• **Task description**: Only lines holding the word "page" should be copied from the material.

+++

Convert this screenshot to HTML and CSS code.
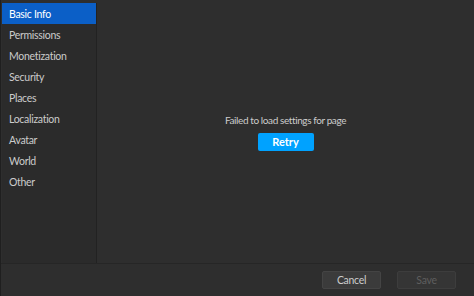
FILE: index.html
```html
<!DOCTYPE html>
<html lang="en">
<head>
    <meta charset="UTF-8">
    <title>Game Settings</title>
    <link rel="stylesheet" href="styles.css">
</head>
<body>
    <div class="dialog">
        <div class="content">
            <ul class="menu">
                <li class="selected">Basic Info</li>
                <li>Permissions</li>
                <li>Monetization</li>
                <li>Security</li>
                <li>Places</li>
                <li>Localization</li>
                <li>Avatar</li>
                <li>World</li>
                <li>Other</li>
            </ul>
            <div class="main">
                <p class="error">Failed to load settings for page</p>
                <button class="retry">Retry</button>
            </div>
        </div>
        <div class="footer">
            <button class="btn">Cancel</button>
            <button class="btn disabled">Save</button>
        </div>
    </div>
</body>
</html>
```

FILE: styles.css
```css
body {
    margin: 0;
    background-color: #2e2e2e;
    font-family: Lato, sans-serif;
    font-size: 10.5px;
    letter-spacing: -0.3px;
    color: #cccccc;
}
.dialog {
    display: flex;
    flex-direction: column;
    height: 296px;
    border-left: 1px solid #1f1f1f;
    box-sizing: border-box;
}
.content {
    display: flex;
    flex: 1;
    padding: 3px 0 0 1px;
}
.menu {
    list-style: none;
    margin: 0;
    padding: 0;
    width: 94px;
    background-color: #2b2b2b;
    border-right: 1px solid #222222;
}
.menu li {
    height: 20px;
    padding-top: 1px;
    line-height: 21px;
    padding-left: 7px;
}
.menu li.selected {
    background-color: #0b5fc7;
    color: #ffffff;
}
.main {
    flex: 1;
    display: flex;
    flex-direction: column;
    align-items: center;
    justify-content: center;
    padding-bottom: 2px;
}
.error {
    margin: 0 0 7px 0;
    font-size: 10px;
    letter-spacing: -0.4px;
}
.retry {
    width: 56px;
    height: 18px;
    border: none;
    border-radius: 2px;
    background-color: #00a2ff;
    color: #ffffff;
    font-family: inherit;
    font-size: 11px;
    font-weight: bold;
    letter-spacing: 0;
    padding: 0;
}
.footer {
    display: flex;
    justify-content: flex-end;
    align-items: center;
    gap: 16px;
    height: 32px;
    padding-right: 18px;
    border-top: 1px solid #262626;
}
.btn {
    width: 59px;
    height: 18px;
    padding: 0;
    border: 1px solid #444444;
    border-radius: 2px;
    background-color: #3b3b3b;
    color: #cccccc;
    font-family: inherit;
    font-size: 10.5px;
    letter-spacing: -0.3px;
}
.btn.disabled {
    color: #5e5e5e;
    background-color: #353535;
    border-color: #3d3d3d;
}
```
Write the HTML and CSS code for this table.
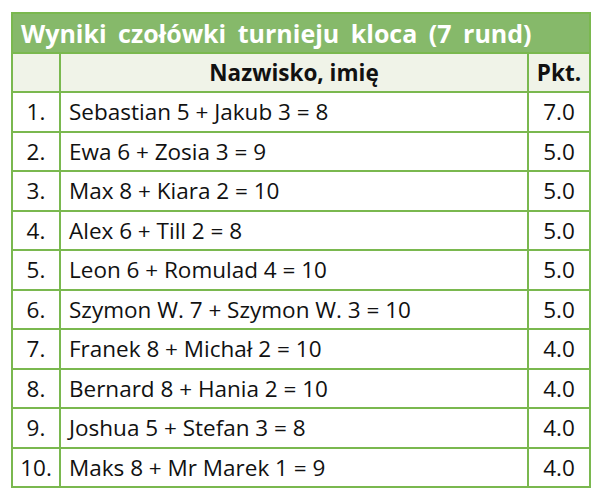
FILE: index.html
```html
<!DOCTYPE html>
<html lang="pl">
<head>
<meta charset="utf-8">
<link rel="stylesheet" href="styles.css">
</head>
<body>
<div class="wrap">
<table class="results">
<colgroup><col class="c-num"><col class="c-name"><col class="c-pts"></colgroup>
<thead>
<tr><th colspan="3" class="title">Wyniki czołówki turnieju kloca (7 rund)</th></tr>
<tr class="head"><th></th><th>Nazwisko, imię</th><th>Pkt.</th></tr>
</thead>
<tbody>
<tr><td class="num">1.</td><td class="name">Sebastian 5 + Jakub 3 = 8</td><td class="pts">7.0</td></tr>
<tr><td class="num">2.</td><td class="name">Ewa 6 + Zosia 3 = 9</td><td class="pts">5.0</td></tr>
<tr><td class="num">3.</td><td class="name">Max 8 + Kiara 2 = 10</td><td class="pts">5.0</td></tr>
<tr><td class="num">4.</td><td class="name">Alex 6 + Till 2 = 8</td><td class="pts">5.0</td></tr>
<tr><td class="num">5.</td><td class="name">Leon 6 + Romulad 4 = 10</td><td class="pts">5.0</td></tr>
<tr><td class="num">6.</td><td class="name">Szymon W. 7 + Szymon W. 3 = 10</td><td class="pts">5.0</td></tr>
<tr><td class="num">7.</td><td class="name">Franek 8 + Michał 2 = 10</td><td class="pts">4.0</td></tr>
<tr><td class="num">8.</td><td class="name">Bernard 8 + Hania 2 = 10</td><td class="pts">4.0</td></tr>
<tr><td class="num">9.</td><td class="name">Joshua 5 + Stefan 3 = 8</td><td class="pts">4.0</td></tr>
<tr><td class="num">10.</td><td class="name">Maks 8 + Mr Marek 1 = 9</td><td class="pts">4.0</td></tr>
</tbody>
</table>
</div>
</body>
</html>
```
FILE: styles.css
```css
html, body {
  margin: 0;
  background: #ffffff;
}
.wrap {
  padding: 12px 0 0 11px;
}
.results {
  width: 580px;
  border-collapse: collapse;
  table-layout: fixed;
  font-family: "Open Sans", "Noto Sans", sans-serif;
  font-size: 22.5px;
  color: #111111;
}
.c-num { width: 48px; }
.c-pts { width: 62px; }
.results th,
.results td {
  border: 2px solid #7ab84f;
  padding: 0;
}
.title {
  background: #86b96a;
  color: #ffffff;
  font-size: 25px;
  font-weight: 700;
  text-align: left;
  padding-left: 8px !important;
  height: 38px;
  word-spacing: 5px;
}
.head th {
  background: #f0f3e8;
  height: 37px;
  font-weight: 700;
  text-align: center;
}
.results td {
  height: 37.5px;
}
.num { text-align: center; }
.name { padding-left: 8px !important; }
.pts { text-align: center; }
```
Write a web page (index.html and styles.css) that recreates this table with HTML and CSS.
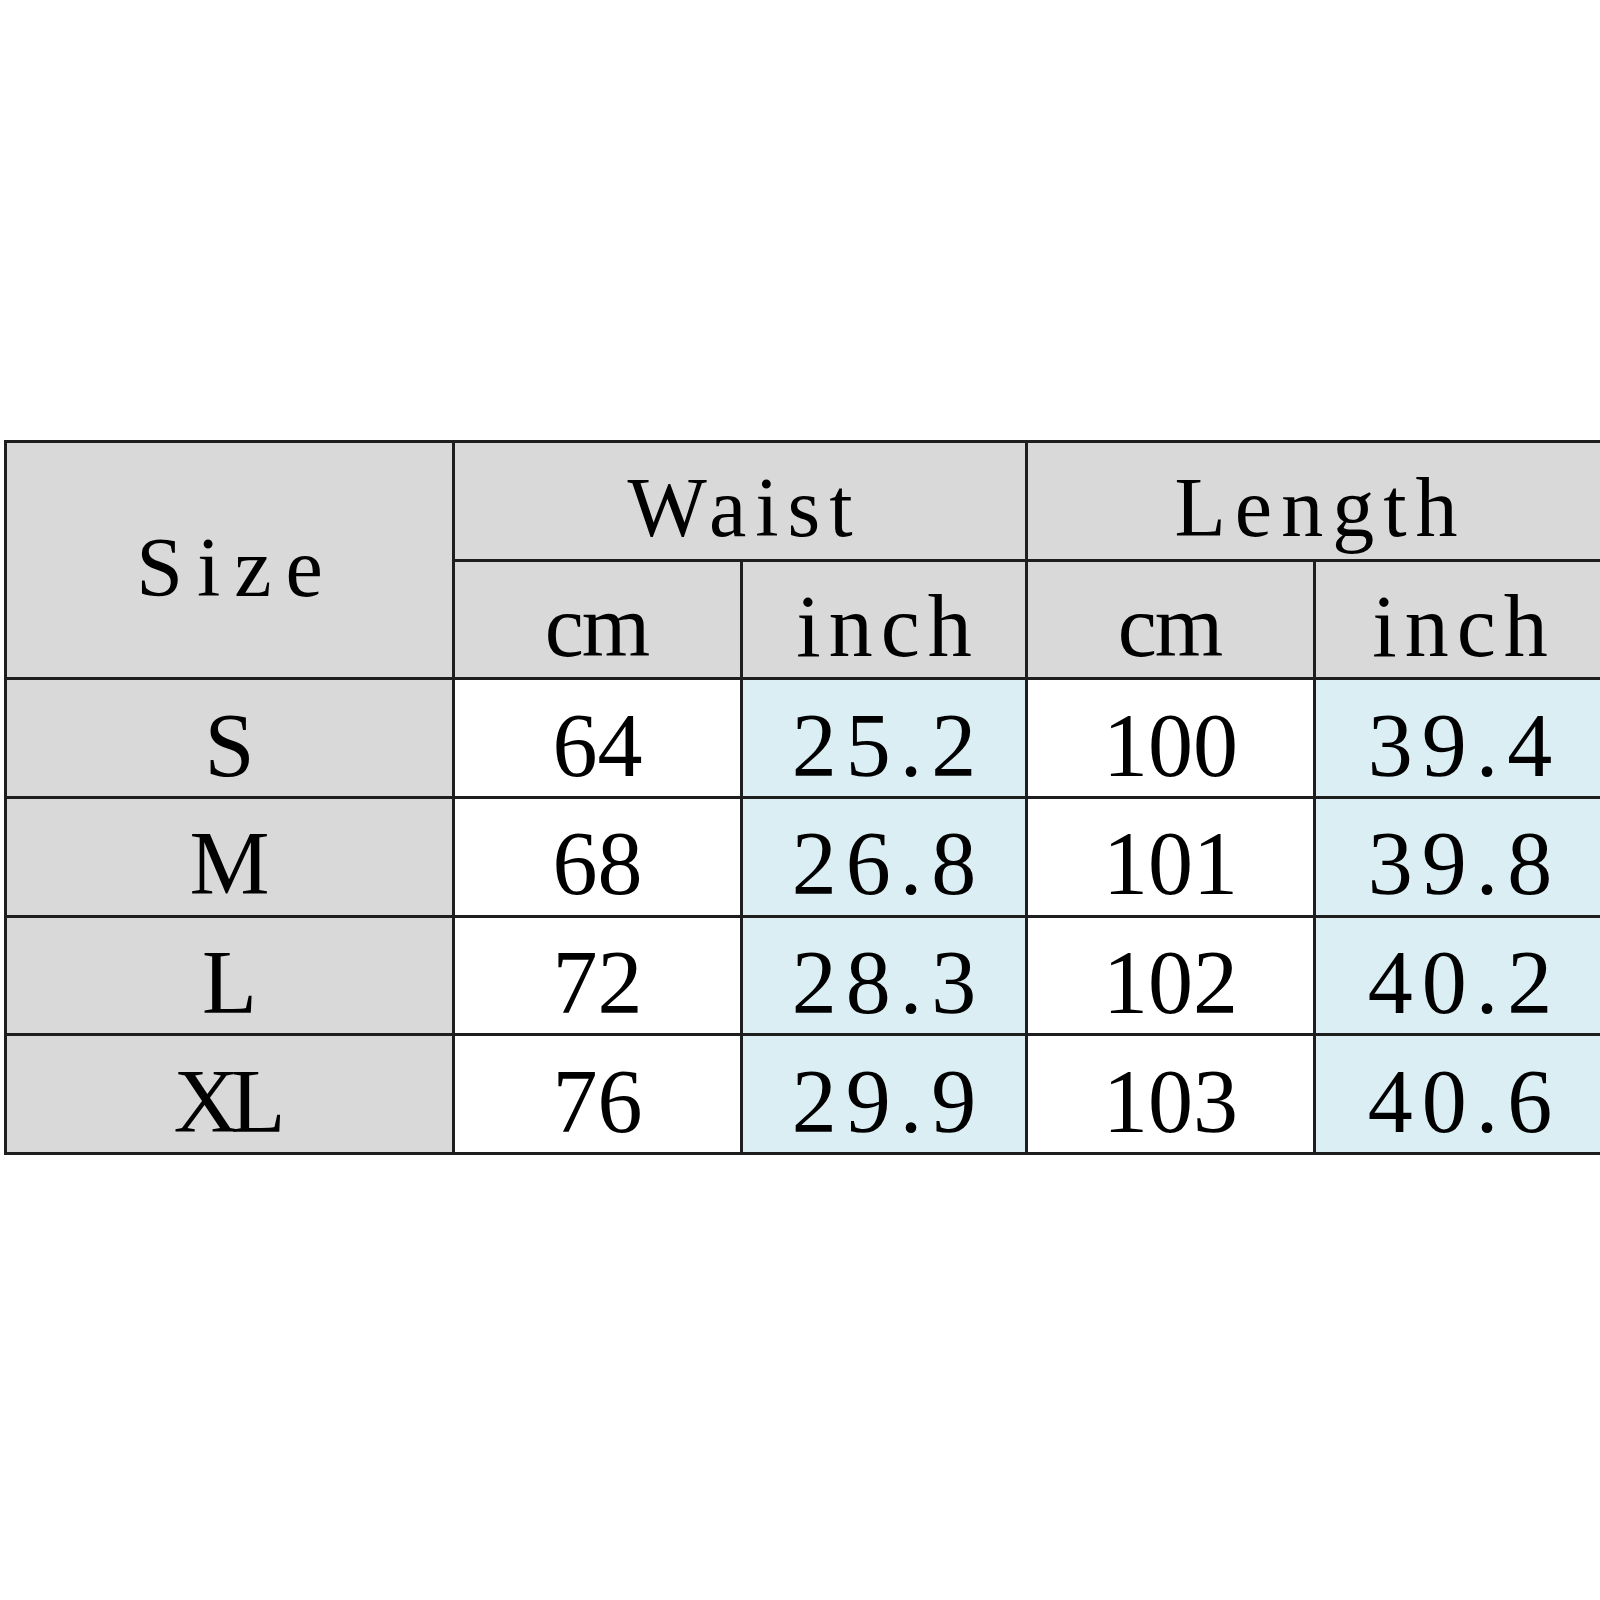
FILE: index.html
```html
<!DOCTYPE html>
<html lang="en">
<head>
<meta charset="utf-8">
<title>Size chart</title>
<link rel="stylesheet" href="styles.css">
</head>
<body>
<main class="page">
  <table class="chart">
    <colgroup>
      <col class="c-size">
      <col class="c-cm">
      <col class="c-in">
      <col class="c-cm">
      <col class="c-in2">
    </colgroup>
    <thead>
      <tr>
        <th class="hd size" rowspan="2">Size</th>
        <th class="hd group" colspan="2">Waist</th>
        <th class="hd group" colspan="2">Length</th>
      </tr>
      <tr>
        <th class="hd unit cm">cm</th>
        <th class="hd unit">inch</th>
        <th class="hd unit cm">cm</th>
        <th class="hd unit">inch</th>
      </tr>
    </thead>
    <tbody>
      <tr><th class="hd lbl">S</th><td class="num">64</td><td class="num blue dec">25.2</td><td class="num">100</td><td class="num blue dec">39.4</td></tr>
      <tr><th class="hd lbl narrow">M</th><td class="num">68</td><td class="num blue dec">26.8</td><td class="num">101</td><td class="num blue dec">39.8</td></tr>
      <tr><th class="hd lbl">L</th><td class="num">72</td><td class="num blue dec">28.3</td><td class="num">102</td><td class="num blue dec">40.2</td></tr>
      <tr><th class="hd lbl narrow">XL</th><td class="num">76</td><td class="num blue dec">29.9</td><td class="num">103</td><td class="num blue dec">40.6</td></tr>
    </tbody>
  </table>
</main>
</body>
</html>
```

FILE: styles.css
```css
html, body {
  margin: 0;
  padding: 0;
  background: #ffffff;
  overflow: hidden;
}

.page {
  padding-top: 440px;
  padding-left: 4px;
  width: 1610px;
}

.chart {
  border-collapse: collapse;
  table-layout: fixed;
  width: 1600px;
  font-family: "Liberation Serif", "Times New Roman", serif;
  color: #000;
}

.c-size { width: 448px; }
.c-cm { width: 288px; }
.c-in { width: 285px; }
.c-in2 { width: 291px; }

.chart th,
.chart td {
  border: 3px solid #1e1e1e;
  height: 100.7px;
  padding: 15px 0 0 0;
  text-align: center;
  font-weight: normal;
  line-height: 1;
  vertical-align: middle;
}

.hd {
  background: #d9d9d9;
}

.blue {
  background: #daeef3;
}

.size {
  font-size: 84px;
  letter-spacing: 14px;
  text-indent: 14px;
}

.group {
  font-size: 84px;
  letter-spacing: 9px;
  text-indent: 9px;
}

.unit {
  font-size: 88px;
  letter-spacing: 8px;
  text-indent: 8px;
}

.unit.cm {
  letter-spacing: -2px;
  text-indent: -2px;
}

.lbl,
.num {
  font-size: 90px;
}

.narrow {
  letter-spacing: -8px;
  text-indent: -8px;
}

.dec {
  letter-spacing: 9px;
  text-indent: 9px;
}
```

+++

• **Exercise answer**:
                <p class="error">Failed to load settings for page</p>
Write a web page (index.html and styles.css) that recreates this table with HTML and CSS.
<main class="page">
.page {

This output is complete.